I've perused a lot of code written by scientists, and they could certainly learn to use functions, descriptively name variables, use type systems and just aspire to write better code. I just saw a paper published in Science had to issue a revision because they found a bug in their analysis code after publication that changed most of their downstream analysis.

oneplane · on Aug 6, 2020

It does get rather problematic when you have large quantities of...stuff. You can't run linear stuff in parallel so now you're bound to whatever single CPU core you have lying around.

I'd say that getting some basic data science computing skills should be more important than the silly SPSS courses they hand out. Once you have at least baseline Jupyter (or Databricks) skills you suddenly have the possibility to do actual high performance work instead of grinding for gruntwork. But at that point the question becomes: do the people involved even want that.
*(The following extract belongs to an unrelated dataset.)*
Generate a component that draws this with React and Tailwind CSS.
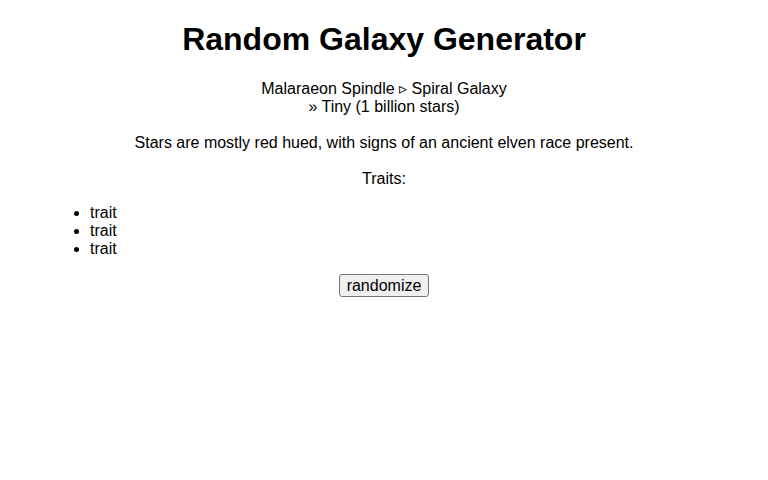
const traits = ["trait", "trait", "trait"];

const App = () => {
    return (
        <div className="min-h-screen bg-white text-black font-['Liberation_Sans',Arial,sans-serif] text-[16px] leading-[18px]">
            <h1 className="pt-[21px] text-center text-[32px] leading-[37px] font-bold">
                Random Galaxy Generator
            </h1>
            <p className="mt-[22px] text-center">
                Malaraeon Spindle ▹ Spiral Galaxy
                <br />
                » Tiny (1 billion stars)
            </p>
            <p className="mt-[18px] text-center">
                Stars are mostly red hued, with signs of an ancient elven race present.
            </p>
            <p className="mt-[18px] text-center">Traits:</p>
            <ul className="mt-[16px] list-disc pl-[90px]">
                {traits.map((t, i) => (
                    <li key={i}>{t}</li>
                ))}
            </ul>
            <div className="mt-[16px] flex justify-center">
                <button className="h-[23px] px-[7px] bg-[#efefef] border border-[#767676] rounded-[3px] text-[16px] leading-[18px]">
                    randomize
                </button>
            </div>
        </div>
    );
};
export default App;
sumtechguy · on Aug 6, 2020

I write 'one off' programs all the time. Most of what I write I throw away, and I program for a living. Those are usually fairly linear. Which is fine. If I am writing something that will be re-used in 6 different ways and on a 5 person team. That is when you get out the programming methodologies. It is usually fairly obvious to me when you need to do it. For someone who does not do it all the time. They may not know 'hey stop you have a code mess'.

It one of the reasons why people end up with spreadsheets. Most of their data is giant tables of data. Excel does very well at that. It has a built in programming language that is not great but not totally terrible either. Sometimes all you need is a graph of a particular type. Paste the data in, highlight what you want, use the built in graph tools. No real coding needed. It is also a tool that is easy to mismanage if you do not know the quirks of its math.